There are several components which add to the due diligence performed by your conveyancing solicitor on your new property. A local authority search is one of the important components and may be extremely revealing in a good way for the property buyer. This article explains what a local authority search is and its importance in conveyancing transactions.
Why the Need?
Basically, a local authority search is important in every conveyancing transaction; that's if you do not want any horrible surprises once you've purchased the property. It's undertaken to identify further information regarding the property that often is not obvious even upon physical inspection. It reveals information known by the local authority regarding the property. At one end, you may use the information gathered from the search to renegotiate a reduction of the property price and at the other end you can opt to discontinue with the purchase altogether. If you're getting a mortgage, one of the lender's requirements is to have the local authority search carried out so this means you'll have to fulfill the property search condition.
What's Included in a Local Authority Search?
Here are some of the information that will you gather from the local authority search.
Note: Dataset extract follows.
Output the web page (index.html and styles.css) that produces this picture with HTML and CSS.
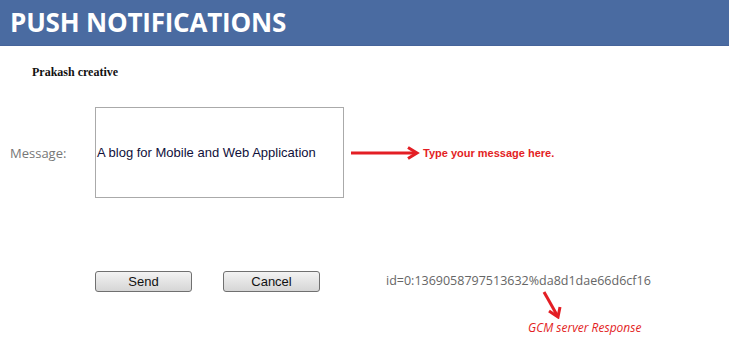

You will ultimately know:
- whether the roads and footpaths neighboring the home are publicly maintained or if it's the responsibility of the residents residing around that area.
- whether the local council authority has in place any plans for major or minor road schemes adjacent to or affecting the property.
- if there are any planning decisions in place affecting the property.
- whether the property is located in or nearby contaminated land.
- whether the property is located in a conservation area or the existence of a tree preservation directive.
- whether there are any debts or charges owed to the local council by the property.
- any enforcement notices for contravention of planning permissions in respect to the property.
What a Authority Search Won't Do
The local authority search will not perform a physical assessment of the property. Instead, it's only data based. In other words, it's the records at the local authority concerning the property that are assessed to reveal any underlying issues It's always the duty of the property buyer to organize and pay for a local authority search which is carried out by the conveyancer on behalf of the buyer.